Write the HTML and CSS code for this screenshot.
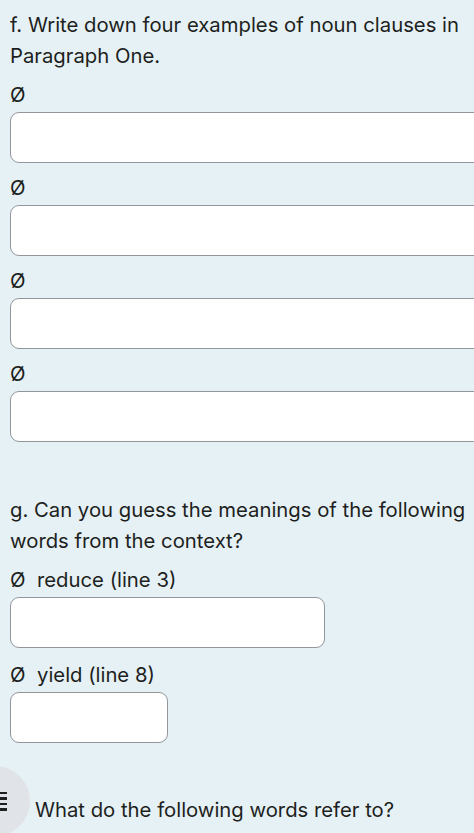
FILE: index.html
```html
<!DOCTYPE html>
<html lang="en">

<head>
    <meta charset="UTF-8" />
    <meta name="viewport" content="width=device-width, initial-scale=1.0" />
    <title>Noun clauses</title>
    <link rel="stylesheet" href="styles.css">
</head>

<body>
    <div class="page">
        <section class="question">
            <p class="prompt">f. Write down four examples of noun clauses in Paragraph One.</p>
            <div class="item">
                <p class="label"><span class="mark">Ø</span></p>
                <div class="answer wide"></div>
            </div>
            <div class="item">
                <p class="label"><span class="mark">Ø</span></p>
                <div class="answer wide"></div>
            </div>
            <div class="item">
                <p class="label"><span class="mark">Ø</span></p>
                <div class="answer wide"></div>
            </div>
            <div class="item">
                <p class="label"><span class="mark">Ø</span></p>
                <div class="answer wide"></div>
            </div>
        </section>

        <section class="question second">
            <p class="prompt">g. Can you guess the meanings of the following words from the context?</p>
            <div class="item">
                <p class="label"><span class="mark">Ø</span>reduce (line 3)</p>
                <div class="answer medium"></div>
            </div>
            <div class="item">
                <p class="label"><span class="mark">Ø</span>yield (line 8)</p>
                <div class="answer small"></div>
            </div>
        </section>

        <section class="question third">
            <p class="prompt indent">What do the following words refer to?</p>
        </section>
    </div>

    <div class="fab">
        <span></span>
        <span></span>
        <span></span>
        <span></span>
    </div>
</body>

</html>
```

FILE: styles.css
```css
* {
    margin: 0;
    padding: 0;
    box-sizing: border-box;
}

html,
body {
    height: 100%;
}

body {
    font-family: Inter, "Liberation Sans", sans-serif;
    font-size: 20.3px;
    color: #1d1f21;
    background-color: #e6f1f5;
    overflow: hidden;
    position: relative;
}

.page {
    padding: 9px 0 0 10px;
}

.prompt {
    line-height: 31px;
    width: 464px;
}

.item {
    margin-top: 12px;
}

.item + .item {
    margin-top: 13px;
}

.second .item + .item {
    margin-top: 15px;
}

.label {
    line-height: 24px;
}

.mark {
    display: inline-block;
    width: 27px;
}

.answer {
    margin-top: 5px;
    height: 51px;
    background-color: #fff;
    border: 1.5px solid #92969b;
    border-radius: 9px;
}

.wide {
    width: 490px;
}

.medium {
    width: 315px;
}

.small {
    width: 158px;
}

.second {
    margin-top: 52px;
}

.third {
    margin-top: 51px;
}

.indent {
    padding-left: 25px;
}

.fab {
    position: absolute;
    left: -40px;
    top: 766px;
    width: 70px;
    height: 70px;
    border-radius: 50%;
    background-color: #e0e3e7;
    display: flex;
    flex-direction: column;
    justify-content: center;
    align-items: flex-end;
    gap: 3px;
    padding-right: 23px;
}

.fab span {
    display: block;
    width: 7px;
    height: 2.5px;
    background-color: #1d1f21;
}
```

▶ _Written problem_
Copy out the listing exactly as it stands, but not the pictures.

▶ _Answer_
Write the HTML and CSS code for this screenshot.
FILE: index.html
```html
<!DOCTYPE html>
<html lang="en">

<head>
    <meta charset="UTF-8" />
    <meta name="viewport" content="width=device-width, initial-scale=1.0" />
    <title>Noun clauses</title>
    <link rel="stylesheet" href="styles.css">
</head>

<body>
    <div class="page">
        <section class="question">
            <p class="prompt">f. Write down four examples of noun clauses in Paragraph One.</p>
            <div class="item">
                <p class="label"><span class="mark">Ø</span></p>
                <div class="answer wide"></div>
            </div>
            <div class="item">
                <p class="label"><span class="mark">Ø</span></p>
                <div class="answer wide"></div>
            </div>
            <div class="item">
                <p class="label"><span class="mark">Ø</span></p>
                <div class="answer wide"></div>
            </div>
            <div class="item">
                <p class="label"><span class="mark">Ø</span></p>
                <div class="answer wide"></div>
            </div>
        </section>

        <section class="question second">
            <p class="prompt">g. Can you guess the meanings of the following words from the context?</p>
            <div class="item">
                <p class="label"><span class="mark">Ø</span>reduce (line 3)</p>
                <div class="answer medium"></div>
            </div>
            <div class="item">
                <p class="label"><span class="mark">Ø</span>yield (line 8)</p>
                <div class="answer small"></div>
            </div>
        </section>

        <section class="question third">
            <p class="prompt indent">What do the following words refer to?</p>
        </section>
    </div>

    <div class="fab">
        <span></span>
        <span></span>
        <span></span>
        <span></span>
    </div>
</body>

</html>
```

FILE: styles.css
```css
* {
    margin: 0;
    padding: 0;
    box-sizing: border-box;
}

html,
body {
    height: 100%;
}

body {
    font-family: Inter, "Liberation Sans", sans-serif;
    font-size: 20.3px;
    color: #1d1f21;
    background-color: #e6f1f5;
    overflow: hidden;
    position: relative;
}

.page {
    padding: 9px 0 0 10px;
}

.prompt {
    line-height: 31px;
    width: 464px;
}

.item {
    margin-top: 12px;
}

.item + .item {
    margin-top: 13px;
}

.second .item + .item {
    margin-top: 15px;
}

.label {
    line-height: 24px;
}

.mark {
    display: inline-block;
    width: 27px;
}

.answer {
    margin-top: 5px;
    height: 51px;
    background-color: #fff;
    border: 1.5px solid #92969b;
    border-radius: 9px;
}

.wide {
    width: 490px;
}

.medium {
    width: 315px;
}

.small {
    width: 158px;
}

.second {
    margin-top: 52px;
}

.third {
    margin-top: 51px;
}

.indent {
    padding-left: 25px;
}

.fab {
    position: absolute;
    left: -40px;
    top: 766px;
    width: 70px;
    height: 70px;
    border-radius: 50%;
    background-color: #e0e3e7;
    display: flex;
    flex-direction: column;
    justify-content: center;
    align-items: flex-end;
    gap: 3px;
    padding-right: 23px;
}

.fab span {
    display: block;
    width: 7px;
    height: 2.5px;
    background-color: #1d1f21;
}
```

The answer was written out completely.